Private sector firms looking at winning a piece of this lucrative order — there are 37 private companies
with defence production licences — are eagerly awaiting a final corrigendum to the tender (called request for proposals, or RFP) that the ministry floated a year ago.
The tender relates to 21 different types of ammunition in eight broad categories, including small arms, Pinaka rockets, and tank and artillery ammunition.
Seven corrigenda have been issued in December-January. A final one would be issued “within a month”, said Lieutenant General Giri Raj Singh, the army’s top ammunition stockholder. A month after that, tenders are likely to be opened.
Sitharaman said the ministry had given the go-ahead for commencing the procurement of 860,000 small arms for the infantry. That category includes assault rifles, carbines, and light machine guns.
“This entire quantity has been earmarked for Indian industry, excluding the OFB,” she said.
The ammunition order is linked directly with the small arms acquisition, for which the army will need a large amount of 7.62 millimetre bullets, not just to use but to build up the mandated stocks needed for a 40-day intense war.
For three decades, the army has been using smaller 5.56 millimetre bullets, fired from the OFB-built INSAS rifle. But, as Major General Ajay Ohri of the infantry directorate explained to industrialists, the smaller bullet had proven insufficient to stop militants in Kashmir, even after they had been shot twice or thrice.
That is why the army is returning to the larger 7.62-millimetre assault rifle, especially for frontline infantry soldiers.

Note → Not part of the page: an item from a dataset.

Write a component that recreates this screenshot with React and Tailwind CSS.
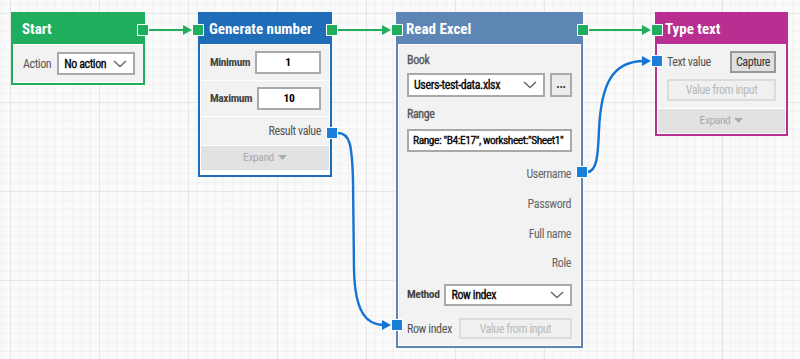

However, private firms worry that the OFB will enjoy an advantage in bidding against them for the small arms ammunition order. Twenty five per cent of that order is “nominated” to the OFB, which is also permitted to bid competitively for the remaining 75 per cent.
Private firm executives complain, off the record, that the financial buffer obtained from an assured 25 per cent of the order would allow the OFB to underbid for the remaining 75 per cent.
Long criticised for inefficiency and costly production, the OFB is exiting production in 275 “non-core” areas, which include clothing, boots, and webbing equipment. However, the defence ministry, which owns the 41 ordnance factories, is bound by procurement regulations to first buy the OFB’s entire production in “core areas” like ammunition and weaponry before turning to the private sector, or to import.